C’était mon cadeau d’anniversaire : J.-E. m’a emmené voir la mer. On a pris le train à travers un brouillard opaque. Dans cette ville où nous arrivons, les avenues sont larges et longues, les immeubles hauts. On n’en voit pas le bout, ni le haut : perdus dans la blancheur épaisse de cette atmosphère bizarre. La mer est glacée, sans doute. Deux garçons nous disent bonjour, sur la plage : ils sortent de l’eau. Ils ne sont même pas bleus. Alors que nous, nous sommes engoncés – moi dans mon blouson, J.-E. dans son manteau. Et le vent ! Les goélands sont posés dessus, ailes ouvertes, ils dérivent. Ils voient la ville de haut : son plan hippodamien, son rythme musical, les travées toutes égales, le métronome bloqué à six mètres vingt-quatre. Nous, nous marchons, au sol. Nous tombons sur un porche, percé dans une barre d’immeubles. Ce devrait être une ouverture, un débouché, mais dans son encadrement on ne voit rien. Un écran blanc. On pense : « Le ciel est tombé, on ne voit plus au travers ». Mais on se trompe, car la masse de brouillard se dissipe et, ce qu’on voit au bout de ce passage, c’est la surface blanche et mate d’un nouvel édifice, d’une forme et d’une couleur inédites au milieu des parallélépipèdes de béton gris. Un volcan qui semble de plâtre. Dans son cœur, des livres. Et aussi : un café, où nous nous sommes réchauffés. Ce lieu aussi, c’était du béton, mais c’était doux.

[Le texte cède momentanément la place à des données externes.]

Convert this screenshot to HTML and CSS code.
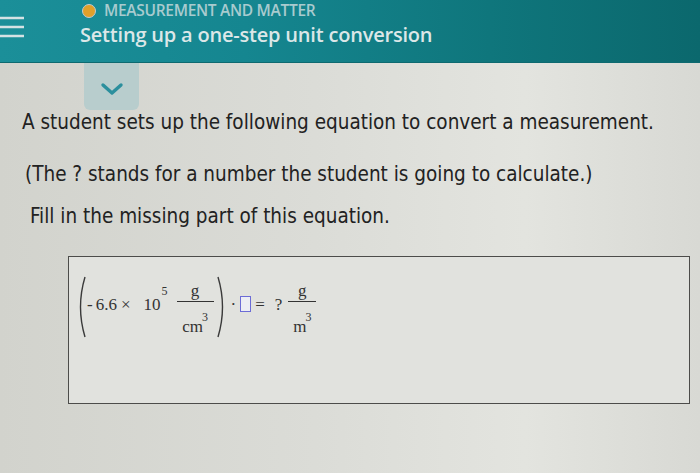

Plus tard, quand les dernières brumes se sont dissoutes, nous sommes montés sur les collines, pour embrasser la ville du regard : au loin, le port, les grues, les silos. Là-haut, c’est un fort vidé de ses militaires, transformé en jardin botanique. On en fait le tour (un chemin de ronde), on s’en échappe par une porte creusée dans la muraille (un chemin de traverse). Au bout, c’est une autre commune et, dans cette terre-là, quelques ancêtres de J.-E. sont enfouis. Nous n’avions pas prévu ce pèlerinage : c’est improvisé. Nous allons au cimetière et cherchons, dans la botte de foin, une aiguille où serait encore lisible le nom des aïeux, car c’est dimanche et le bureau de la conservation est fermé. Personne pour nous aider : tant pis ou tant mieux. Si la pierre est encore là, et les os dessous, il y a fort à parier que les lettres et les dates gravées dessus ont été mangées par la mousse. On déambule, on scrute. Je trouve une fontaine : l’eau est glacée, je me frotte les mains dessous avec vigueur. Je les lave. Parce que, un peu plus tôt, nous avons rencontré des moutons. Pourquoi faut-il, dès que je vois un mouton, que je lui caresse le crâne, que je cueille pour lui un bouquet d’herbe grasse, que je lui laisse la happer avec ses grosses lèvres ? Il était un peu crado, ce mouton, la laine grisâtre. Il avait une bonne tête. Et ses coups de langue sur ma paume, pour ne pas manquer le dernier brin d’herbe, c’était un peu dégueu, mais c’était doux.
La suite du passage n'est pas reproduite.